Zoning and land lease
Spatial planning is the systematic allocation of functions to certain areas. As a systematic approach, spatial planning is fairly recent development. In the past landowners were free to use their land as they saw fit. With increasing population density since the eighteen-hundreds more and more governments felt the need to regulate areal development.
In space settlements spatial planning will be slightly less complicated than on Earth, as heavy industry and agriculture will be located outside space habitats. Nevertheless spatial planning will still be necessary within space habitats.
It should be decided where residences can be build, were recreational and business areas will be located. Specific plans can be more or less detailed, depending on the outcome of the democratic process in a particular habitat. Needles to say is that spatial planning in Mordan will be primarily a responsibility of state governments.
We intend to keep land in space settlement to be public property, which could be leased by private parties. This has an additional benefit for zoning within the framework of a spatial plan. Since people will have to lease land, the state is able to impose conditions in the lease contracts. If a certain area is assigned for private residences, the lease contract will include a clause that the lessee has to use it for this use.
The same applies for people who obtain superficies from the state. Since the land is still owned by the state, the latter could impose conditions to the holder of the superficies.
For the ease of zoning and offering land for lease and superficies, it would be advisable to introduce legal categories of land. Each category has a certain function and associated conditions. For instance woodland could be leased for the production timber and non-timber forest products, but could not be used for building and will always be leased under the allemansrätten condition. Other categories could be residential land, business areas, recreational zone (please, feel free to suggest other categories in the comments).

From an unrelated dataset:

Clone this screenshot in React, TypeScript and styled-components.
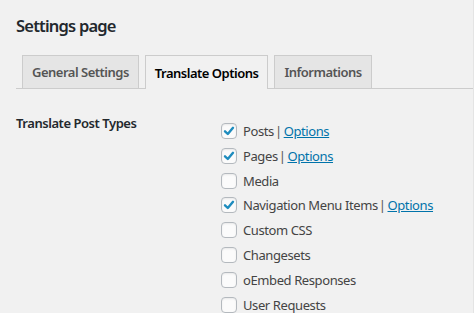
import React from "react";
import styled, { createGlobalStyle } from "styled-components";

const GlobalStyle = createGlobalStyle`
  html, body {
    margin: 0;
    padding: 0;
    background: #f1f1f1;
  }
  body {
    font-family: "Noto Sans", "Open Sans", sans-serif;
    color: #444;
  }
`;

const Page = styled.div`
  width: 474px;
  height: 313px;
  box-sizing: border-box;
  padding: 14px 0 0 16px;
  overflow: hidden;
  border-right: 1px solid #e4e4e4;
`;

const Title = styled.h1`
  margin: 0;
  font-size: 16.5px;
  font-weight: 600;
  line-height: 24px;
  letter-spacing: -0.8px;
  color: #23282d;
`;

const TabBar = styled.nav`
  display: flex;
  align-items: flex-end;
  gap: 6px;
  margin-top: 17px;
  padding-left: 6px;
  border-bottom: 1px solid #ccc;
  height: 33px;
`;

const Tab = styled.a<{ $active?: boolean }>`
  display: flex;
  align-items: center;
  box-sizing: border-box;
  height: ${(p) => (p.$active ? "34px" : "33px")};
  margin-bottom: ${(p) => (p.$active ? "-1px" : "0")};
  padding: 0 9px;
  border: 1px solid #ccc;
  border-bottom: none;
  background: ${(p) => (p.$active ? "#f1f1f1" : "#e5e5e5")};
  color: ${(p) => (p.$active ? "#000" : "#555")};
  font-size: 13px;
  font-weight: 600;
  letter-spacing: -0.5px;
  text-decoration: none;
  white-space: nowrap;
`;

const FormRow = styled.div`
  display: grid;
  grid-template-columns: 205px 1fr;
  margin-top: 26px;
`;

const RowLabel = styled.div`
  font-size: 13px;
  font-weight: 600;
  letter-spacing: -0.45px;
  color: #23282d;
  line-height: 16px;
`;

const OptionList = styled.ul`
  list-style: none;
  margin: 0;
  padding: 8px 0 0 0;
  display: flex;
  flex-direction: column;
  gap: 8.8px;
`;

const OptionItem = styled.li`
  display: flex;
  align-items: center;
  gap: 6px;
  height: 16px;
  font-size: 13px;
  letter-spacing: -0.4px;
  color: #444;
  white-space: nowrap;
`;

const Box = styled.span`
  box-sizing: border-box;
  width: 16px;
  height: 16px;
  border: 1px solid #b4b9be;
  border-radius: 4px;
  background: #fbfbfb;
  box-shadow: inset 0 1px 2px rgba(0, 0, 0, 0.08);
  display: flex;
  align-items: center;
  justify-content: center;
  flex-shrink: 0;
`;

const Sep = styled.span`
  margin: 0 2px 0 1px;
  color: #555;
`;

const OptionsLink = styled.a`
  color: #0073aa;
  text-decoration: underline;
`;

const Check = () => (
  <svg width="12" height="12" viewBox="0 0 12 12">
    <path
      d="M2 6.3 L4.8 9 L10 2.8"
      fill="none"
      stroke="#1e8cbe"
      strokeWidth="2.4"
      strokeLinecap="round"
      strokeLinejoin="round"
    />
  </svg>
);

const types = [
  { label: "Posts", checked: true, options: true },
  { label: "Pages", checked: true, options: true },
  { label: "Media", checked: false, options: false },
  { label: "Navigation Menu Items", checked: true, options: true },
  { label: "Custom CSS", checked: false, options: false },
  { label: "Changesets", checked: false, options: false },
  { label: "oEmbed Responses", checked: false, options: false },
  { label: "User Requests", checked: false, options: false },
];

export default function App() {
  return (
    <>
      <GlobalStyle />
      <Page>
        <Title>Settings page</Title>
        <TabBar>
          <Tab>General Settings</Tab>
          <Tab $active>Translate Options</Tab>
          <Tab>Informations</Tab>
        </TabBar>
        <FormRow>
          <RowLabel>Translate Post Types</RowLabel>
          <OptionList>
            {types.map((t) => (
              <OptionItem key={t.label}>
                <Box>{t.checked && <Check />}</Box>
                <span>
                  {t.label}
                  {t.options && (
                    <>
                      <Sep>|</Sep>
                      <OptionsLink href="#">Options</OptionsLink>
                    </>
                  )}
                </span>
              </OptionItem>
            ))}
          </OptionList>
        </FormRow>
      </Page>
    </>
  );
}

Once a private lessee has agreed to the conditions of the lease contract, e.g. not building apartment blocks on woodland, the landowner needs to be able ton enforce these conditions. First the authorities need to be able to inspect the leaseholds, of course, without unduly infraction of privacy. Secondly violations should be punished, hence it is advisable to include fines into the contract. These fines will be given to landholders if they after repeated warnings still refuse to comply with the contract. In the most extreme cases (after repeated warnings and fines or severe infractions), the lease contract will be terminated by the state and the lessee will be evicted.